▶ _What you have to do_:
Copy out each line of the data that holds the word "with".

▶ _Dataset_:

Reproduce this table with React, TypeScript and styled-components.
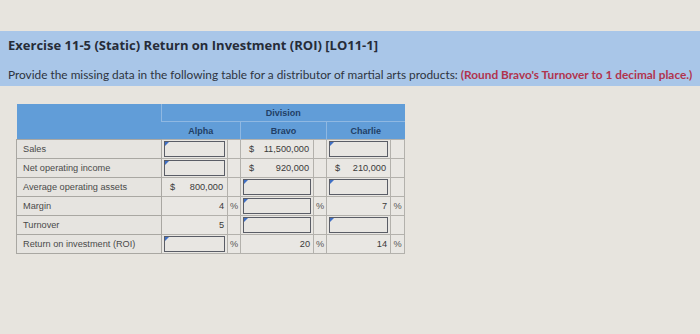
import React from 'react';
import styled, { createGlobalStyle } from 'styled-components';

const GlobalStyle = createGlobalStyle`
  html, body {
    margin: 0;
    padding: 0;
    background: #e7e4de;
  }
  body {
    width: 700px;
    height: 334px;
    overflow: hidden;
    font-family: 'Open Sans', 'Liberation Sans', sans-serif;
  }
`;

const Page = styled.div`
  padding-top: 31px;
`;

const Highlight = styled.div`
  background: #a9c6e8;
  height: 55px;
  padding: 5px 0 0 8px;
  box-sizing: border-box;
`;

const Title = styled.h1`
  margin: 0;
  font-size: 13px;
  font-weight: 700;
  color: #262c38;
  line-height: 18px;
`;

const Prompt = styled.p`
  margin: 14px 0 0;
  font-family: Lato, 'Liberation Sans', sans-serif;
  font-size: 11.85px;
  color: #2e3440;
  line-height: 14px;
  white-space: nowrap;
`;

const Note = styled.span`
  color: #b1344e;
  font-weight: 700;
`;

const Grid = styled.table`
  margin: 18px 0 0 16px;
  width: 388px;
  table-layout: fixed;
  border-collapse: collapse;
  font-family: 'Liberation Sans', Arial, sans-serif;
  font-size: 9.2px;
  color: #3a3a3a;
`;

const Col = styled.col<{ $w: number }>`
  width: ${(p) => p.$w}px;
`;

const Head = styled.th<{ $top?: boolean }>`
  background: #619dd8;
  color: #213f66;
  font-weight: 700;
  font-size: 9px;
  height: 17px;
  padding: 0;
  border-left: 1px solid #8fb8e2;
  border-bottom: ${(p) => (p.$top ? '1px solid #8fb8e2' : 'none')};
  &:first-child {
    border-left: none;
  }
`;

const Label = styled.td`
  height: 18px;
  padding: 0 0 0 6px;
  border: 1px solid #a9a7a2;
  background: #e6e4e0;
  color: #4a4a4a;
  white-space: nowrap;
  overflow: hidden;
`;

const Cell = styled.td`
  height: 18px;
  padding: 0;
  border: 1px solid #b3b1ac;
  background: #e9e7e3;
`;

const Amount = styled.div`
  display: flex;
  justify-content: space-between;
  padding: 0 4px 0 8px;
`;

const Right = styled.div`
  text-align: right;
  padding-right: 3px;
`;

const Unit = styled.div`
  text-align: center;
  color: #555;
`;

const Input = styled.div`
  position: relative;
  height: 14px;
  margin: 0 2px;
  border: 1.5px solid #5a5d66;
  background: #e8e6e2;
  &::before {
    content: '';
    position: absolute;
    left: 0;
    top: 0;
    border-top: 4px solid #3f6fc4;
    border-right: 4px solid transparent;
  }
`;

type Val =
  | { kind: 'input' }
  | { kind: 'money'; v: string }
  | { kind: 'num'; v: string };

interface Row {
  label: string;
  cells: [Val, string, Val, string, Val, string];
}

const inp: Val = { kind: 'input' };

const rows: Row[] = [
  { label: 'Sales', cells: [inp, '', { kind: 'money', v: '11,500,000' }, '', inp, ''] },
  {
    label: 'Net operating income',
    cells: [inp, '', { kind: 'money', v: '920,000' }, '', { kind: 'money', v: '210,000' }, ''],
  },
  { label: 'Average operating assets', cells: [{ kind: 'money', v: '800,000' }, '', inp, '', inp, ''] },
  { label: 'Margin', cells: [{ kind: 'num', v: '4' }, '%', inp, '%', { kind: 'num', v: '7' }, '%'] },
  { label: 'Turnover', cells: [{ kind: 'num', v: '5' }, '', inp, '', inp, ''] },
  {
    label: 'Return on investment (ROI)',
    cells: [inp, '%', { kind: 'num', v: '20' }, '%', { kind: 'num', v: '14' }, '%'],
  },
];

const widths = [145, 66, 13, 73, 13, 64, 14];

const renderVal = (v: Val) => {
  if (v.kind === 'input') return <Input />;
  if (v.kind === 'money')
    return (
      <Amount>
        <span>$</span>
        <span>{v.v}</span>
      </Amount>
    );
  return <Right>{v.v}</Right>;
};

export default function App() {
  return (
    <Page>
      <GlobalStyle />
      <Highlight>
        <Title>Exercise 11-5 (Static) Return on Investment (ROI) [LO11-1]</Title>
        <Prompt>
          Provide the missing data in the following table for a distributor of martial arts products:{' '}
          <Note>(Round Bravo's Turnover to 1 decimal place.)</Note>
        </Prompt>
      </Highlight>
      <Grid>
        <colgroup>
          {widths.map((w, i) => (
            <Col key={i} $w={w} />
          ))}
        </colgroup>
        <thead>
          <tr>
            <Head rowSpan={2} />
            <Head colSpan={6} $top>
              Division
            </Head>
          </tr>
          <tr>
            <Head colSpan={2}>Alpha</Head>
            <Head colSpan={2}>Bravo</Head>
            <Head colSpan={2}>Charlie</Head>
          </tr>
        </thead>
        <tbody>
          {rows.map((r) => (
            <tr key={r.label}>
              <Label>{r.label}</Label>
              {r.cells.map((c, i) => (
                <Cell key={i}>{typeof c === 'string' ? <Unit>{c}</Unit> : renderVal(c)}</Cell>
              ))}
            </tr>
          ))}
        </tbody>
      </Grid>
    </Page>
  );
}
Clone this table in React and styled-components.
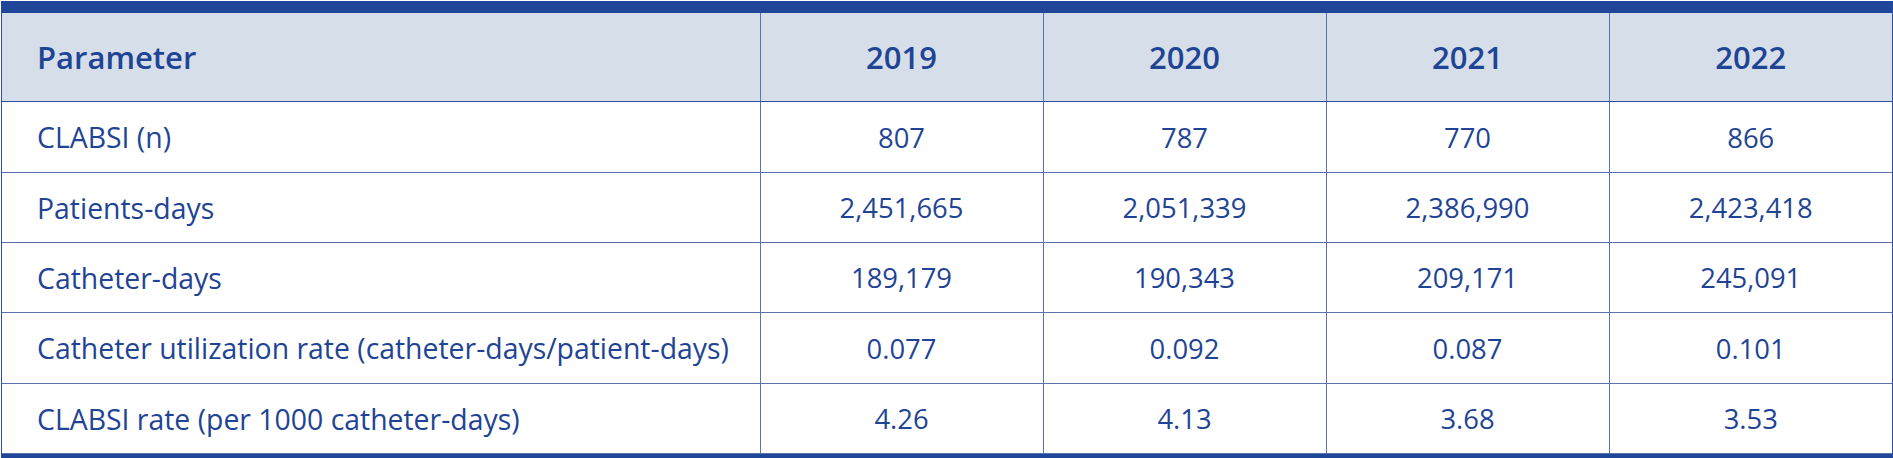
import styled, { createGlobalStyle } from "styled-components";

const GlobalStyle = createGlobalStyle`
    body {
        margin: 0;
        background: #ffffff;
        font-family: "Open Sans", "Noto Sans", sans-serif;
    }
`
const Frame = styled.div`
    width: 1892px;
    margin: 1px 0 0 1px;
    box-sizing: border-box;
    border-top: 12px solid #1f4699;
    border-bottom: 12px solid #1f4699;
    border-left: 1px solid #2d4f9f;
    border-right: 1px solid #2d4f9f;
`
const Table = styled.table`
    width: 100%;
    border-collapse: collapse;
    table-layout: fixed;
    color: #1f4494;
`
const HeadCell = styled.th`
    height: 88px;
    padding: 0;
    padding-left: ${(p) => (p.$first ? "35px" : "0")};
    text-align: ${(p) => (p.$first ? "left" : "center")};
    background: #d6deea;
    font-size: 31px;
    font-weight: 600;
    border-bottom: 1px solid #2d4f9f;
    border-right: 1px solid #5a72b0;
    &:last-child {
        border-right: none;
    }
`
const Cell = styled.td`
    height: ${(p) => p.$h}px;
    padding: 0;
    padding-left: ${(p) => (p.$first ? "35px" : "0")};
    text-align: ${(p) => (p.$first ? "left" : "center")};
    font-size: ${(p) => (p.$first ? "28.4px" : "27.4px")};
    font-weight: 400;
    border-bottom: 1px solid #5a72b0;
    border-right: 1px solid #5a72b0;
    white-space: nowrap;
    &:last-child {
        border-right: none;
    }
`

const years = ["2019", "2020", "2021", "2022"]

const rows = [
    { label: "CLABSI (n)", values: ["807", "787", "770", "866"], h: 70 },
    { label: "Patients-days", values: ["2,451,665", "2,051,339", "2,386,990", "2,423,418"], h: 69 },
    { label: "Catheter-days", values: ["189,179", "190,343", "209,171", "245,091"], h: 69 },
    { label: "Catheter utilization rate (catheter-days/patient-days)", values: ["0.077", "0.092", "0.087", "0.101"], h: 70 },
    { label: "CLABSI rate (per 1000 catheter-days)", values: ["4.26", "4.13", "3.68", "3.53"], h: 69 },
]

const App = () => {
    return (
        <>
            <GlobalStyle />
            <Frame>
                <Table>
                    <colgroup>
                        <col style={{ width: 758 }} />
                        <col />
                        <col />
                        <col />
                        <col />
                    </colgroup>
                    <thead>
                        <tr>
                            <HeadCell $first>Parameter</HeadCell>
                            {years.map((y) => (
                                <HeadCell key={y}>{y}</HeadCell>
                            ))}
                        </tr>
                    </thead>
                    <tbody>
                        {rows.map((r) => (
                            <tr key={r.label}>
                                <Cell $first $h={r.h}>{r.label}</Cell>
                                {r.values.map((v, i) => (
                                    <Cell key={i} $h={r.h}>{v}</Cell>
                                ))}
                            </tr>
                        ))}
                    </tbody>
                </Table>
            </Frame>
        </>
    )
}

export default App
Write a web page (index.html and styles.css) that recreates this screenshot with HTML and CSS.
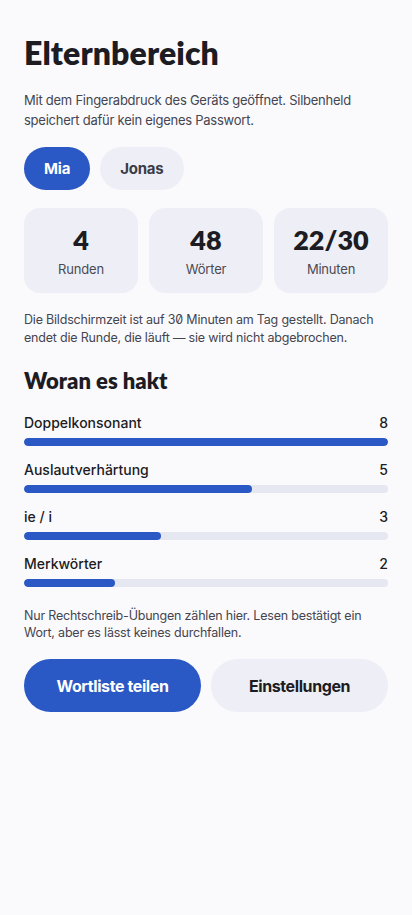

▶ _Result of this task_:
Reproduce this table with React, TypeScript and styled-components.
Write a web page (index.html and styles.css) that recreates this screenshot with HTML and CSS.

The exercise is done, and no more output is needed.